New stats of social VR usage on Steam (via SteamDB): In the last few weeks, VRChat (by far the market leader) has seen a substantial growth spurt in peak concurrency rates. After a giant spike of usage during its Ugandan Knuckles-flavored viral video peak in December 2017/January 2018, peak concurrency rates fell to around 6000-8000 from June to October. Since then, however, VRChat has been steadily picking its usage rates, and last month, saw a substantial jump, peaking at just under 11,000 on New Year's Day. (Lots of virtual parties to celebrate the New Year, looks like.) It's pretty typical for gaming to peak during in the holidays, but VRChat has sustained that momentum into the rest of January, peaking over 10,000 in concurrency every week.
10,000 is quite a lot.
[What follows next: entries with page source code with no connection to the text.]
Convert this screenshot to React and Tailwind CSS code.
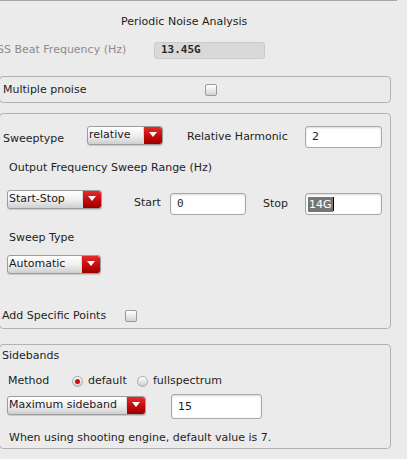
import React from "react";

const Combo = ({ label, w }) => {
  return (
    <div
      className={`flex h-[19px] ${w} rounded-[3px] border border-[#9c9c9c] bg-gradient-to-b from-white via-[#f0f0f0] to-[#cfcfcf] overflow-hidden shadow-[0_1px_1px_rgba(0,0,0,0.15)]`}
    >
      <span className="flex-1 pl-[1px] leading-[15px] text-[#1a1a1a]">{label}</span>
      <span className="w-[19px] flex justify-center pt-[5px] bg-gradient-to-b from-[#e52a2a] via-[#c70d0d] to-[#9c0000] border-l border-[#d8d8d8] rounded-r-[2px]">
        <svg width="8" height="5" viewBox="0 0 8 5">
          <path d="M0 0h8L4 5z" fill="#fff" />
        </svg>
      </span>
    </div>
  );
};

const Field = ({ w, h = "h-[22px]", children }) => {
  return (
    <div
      className={`${w} ${h} flex items-center pl-[6px] bg-white border border-[#a8a8a8] rounded-[3px] shadow-[inset_0_1px_2px_rgba(0,0,0,0.15)]`}
    >
      {children}
    </div>
  );
};

const Check = () => (
  <div className="w-[12px] h-[12px] rounded-[2px] border border-[#9a9a9a] bg-gradient-to-b from-white to-[#d4d4d4]" />
);

const Radio = ({ on }) => (
  <div className="w-[11px] h-[11px] rounded-full border border-[#a8a8a8] bg-gradient-to-b from-white to-[#cfcfcf] flex items-center justify-center">
    {on && <div className="w-[5px] h-[5px] rounded-full bg-[#d01010]" />}
  </div>
);

const App = () => {
  return (
    <div className="w-[407px] h-[459px] overflow-hidden bg-[#ebebeb] text-[11px] leading-[14px] text-[#1e1e1e] font-['DejaVu_Sans',sans-serif]">
      <div className="w-[397px] border-t border-[#a6a6a6]" />

      {/* title */}
      <div className="mt-[13px] h-[16px] leading-[16px] pl-[121px]">
        Periodic Noise Analysis
      </div>

      {/* beat frequency */}
      <div className="mt-[12px] flex items-center h-[16px]">
        <span className="ml-[-3px] w-[157px] text-[#8c8c8c]">SS Beat Frequency (Hz)</span>
        <div className="w-[111px] h-[17px] flex items-center pl-[6px] bg-[#d9d9d9] border border-[#cacaca] rounded-[3px] font-['DejaVu_Sans_Mono',monospace] font-bold text-[#2a2a2a]">
          13.45G
        </div>
      </div>

      {/* multiple pnoise */}
      <div className="mt-[18px] ml-[-1px] w-[392px] h-[27px] border border-[#b2b2b2] rounded-[4px] flex items-center">
        <span className="pl-[3px] w-[205px]">Multiple pnoise</span>
        <Check />
      </div>

      {/* sweep section */}
      <div className="mt-[10px] ml-[-1px] w-[392px] h-[216px] border border-[#b2b2b2] rounded-[4px] pl-[1px]">
        <div className="mt-[12px] flex h-[22px] items-start">
          <span className="pl-[2px] w-[86px] mt-[6px]">Sweeptype</span>
          <Combo label="relative" w="w-[76px]" />
          <span className="ml-[24px] w-[118px] mt-[4px]">Relative Harmonic</span>
          <Field w="w-[77px]">2</Field>
        </div>

        <div className="mt-[13px] pl-[8px]">Output Frequency Sweep Range (Hz)</div>

        <div className="mt-[15px] flex h-[26px] items-start">
          <div className="ml-[6px]">
            <Combo label="Start-Stop" w="w-[95px]" />
          </div>
          <span className="ml-[32px] w-[36px] mt-[6px]">Start</span>
          <div className="mt-[3px]">
            <Field w="w-[76px]">
              <span className="font-['DejaVu_Sans_Mono',monospace]">0</span>
            </Field>
          </div>
          <span className="ml-[17px] w-[42px] mt-[7px]">Stop</span>
          <div className="mt-[3px]">
            <Field w="w-[77px]">
              <span className="pl-[1px] pr-[1px] bg-[#767676] text-white leading-[15px] ml-[-4px]">14G</span>
              <span className="w-[1px] h-[14px] bg-black" />
            </Field>
          </div>
        </div>

        <div className="mt-[15px] pl-[8px]">Sweep Type</div>

        <div className="mt-[10px] ml-[6px]">
          <Combo label="Automatic" w="w-[94px]" />
        </div>

        <div className="mt-[35px] flex items-center h-[14px]">
          <span className="pl-[1px] w-[124px]">Add Specific Points</span>
          <Check />
        </div>
      </div>

      {/* sidebands */}
      <div className="mt-[15px] ml-[-1px] w-[392px] h-[105px] border border-[#b2b2b2] rounded-[4px] pl-[1px]">
        <div className="mt-[4px] pl-[1px]">Sidebands</div>

        <div className="mt-[11px] flex items-center h-[14px]">
          <span className="pl-[7px] w-[71px]">Method</span>
          <Radio on />
          <span className="ml-[5px] w-[49px]">default</span>
          <Radio />
          <span className="ml-[5px]">fullspectrum</span>
        </div>

        <div className="mt-[6px] flex h-[25px] items-start">
          <div className="ml-[6px] mt-[2px]">
            <Combo label="Maximum sideband" w="w-[139px]" />
          </div>
          <div className="ml-[25px]">
            <Field w="w-[91px]" h="h-[25px]">15</Field>
          </div>
        </div>

        <div className="mt-[12px] pl-[8px]">When using shooting engine, default value is 7.</div>
      </div>
    </div>
  );
};

export default App;
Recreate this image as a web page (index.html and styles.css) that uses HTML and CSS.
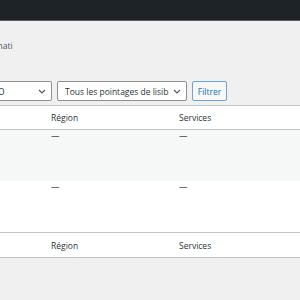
FILE: index.html
```html
<!DOCTYPE html>
<html lang="fr">
<head>
  <meta charset="UTF-8" />
  <meta name="viewport" content="width=device-width, initial-scale=1.0" />
  <title>Destinations</title>
  <link rel="stylesheet" href="styles.css">
</head>
<body>
  <div class="adminbar"></div>

  <div class="wrap">
    <p class="views">Toutes les destinati</p>

    <div class="filters">
      <div class="select select-seo">
        <span class="select-text">Tous les pointages SEO</span>
        <svg class="chevron" width="8" height="5" viewBox="0 0 8 5"><path d="M1 1l3 3 3-3" fill="none" stroke="#50575e" stroke-width="1.1"/></svg>
      </div>
      <div class="select select-read">
        <span class="select-text">Tous les pointages de lisibilité</span>
        <svg class="chevron" width="8" height="5" viewBox="0 0 8 5"><path d="M1 1l3 3 3-3" fill="none" stroke="#50575e" stroke-width="1.1"/></svg>
      </div>
      <button class="button">Filtrer</button>
    </div>

    <table class="list-table">
      <thead>
        <tr>
          <th class="col-title">Titre</th>
          <th class="col-region">Région</th>
          <th class="col-services">Services</th>
        </tr>
      </thead>
      <tbody>
        <tr class="alt">
          <td class="col-title">Destination 1</td>
          <td class="empty">—</td>
          <td class="empty">—</td>
        </tr>
        <tr>
          <td class="col-title">Destination 2</td>
          <td class="empty">—</td>
          <td class="empty">—</td>
        </tr>
      </tbody>
      <tfoot>
        <tr>
          <th class="col-title">Titre</th>
          <th class="col-region">Région</th>
          <th class="col-services">Services</th>
        </tr>
      </tfoot>
    </table>
  </div>
</body>
</html>
```

FILE: styles.css
```css
body {
  margin: 0;
  font-family: 'Open Sans', sans-serif;
  font-size: 8.5px;
  background: #f0f0f1;
  color: #3c434a;
  overflow: hidden;
}

.adminbar {
  height: 20px;
  background: #1d2327;
  border-bottom: 1px solid #5d6166;
}

.wrap {
  margin-left: -160px;
  width: 520px;
}

.views {
  margin: 16px 0 0 96px;
  line-height: 18px;
  color: #50575e;
}

.filters {
  display: flex;
  gap: 5px;
  height: 20px;
  margin-top: 26px;
  padding-left: 65px;
}

.select {
  display: flex;
  align-items: center;
  box-sizing: border-box;
  height: 20px;
  padding: 0 5px 0 7px;
  background: #fff;
  border: 1px solid #8c8f94;
  border-radius: 2px;
  color: #2c3338;
}

.select-seo {
  width: 147px;
}

.select-read {
  width: 130px;
}

.select-text {
  flex: 1;
  overflow: hidden;
  white-space: nowrap;
  margin-right: 4px;
}

.chevron {
  flex: none;
}

.button {
  box-sizing: border-box;
  width: 35px;
  height: 20px;
  padding: 0;
  background: #f6f7f7;
  border: 1px solid #6fa3d3;
  border-radius: 2px;
  color: #2271b1;
  font-family: inherit;
  font-size: 8.5px;
}

.list-table {
  margin-top: 4px;
  width: 100%;
  table-layout: fixed;
  border-spacing: 0;
  background: #fff;
  border: 1px solid #c3c4c7;
}

.list-table th,
.list-table td {
  padding: 0 6px;
  text-align: left;
  font-weight: normal;
  color: #2c3338;
}

.col-title {
  width: 192px;
}

.col-region {
  width: 116px;
}

thead th {
  height: 23px;
  border-bottom: 1px solid #c3c4c7;
}

tfoot th {
  height: 24px;
  border-top: 1px solid #c3c4c7;
}

tbody td {
  height: 51px;
  vertical-align: top;
  padding-top: 6px;
  box-sizing: border-box;
  line-height: 12px;
}

tbody tr.alt td {
  background: #f6f7f7;
}

.empty {
  color: #a7aaad;
}
```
As a point of contrast, last generation's virtual world leader, Second Life, still gets peek concurrencies between 41,000-53,000 (this month) from a monthly active user base of about 600,000. So it's likely that VRChat has monthly active users in the low six figures -- between 100,000-250,000 is a safe estimate, a thriving community. (As for why it is thriving, Kermit the Frog may have a clue.)
By contrast, the two official, VR-centric heirs to Second Life are not doing anywhere near as well on Steam:
High Fidelity's peek concurrency last week was 12, while Sansar's was 19 -- suggesting monthly active users in the mid three figures, and probably double that when you factor in users logging into either world outside of Steam.
By contrast, Rec Room peak concurrency remains stable in the mid-three figures, suggesting monthly active usage in the four figures -- or based on a recent conversation with a member of the development team, possibly in the mid-five figures.
But how many nonVR users are in active status?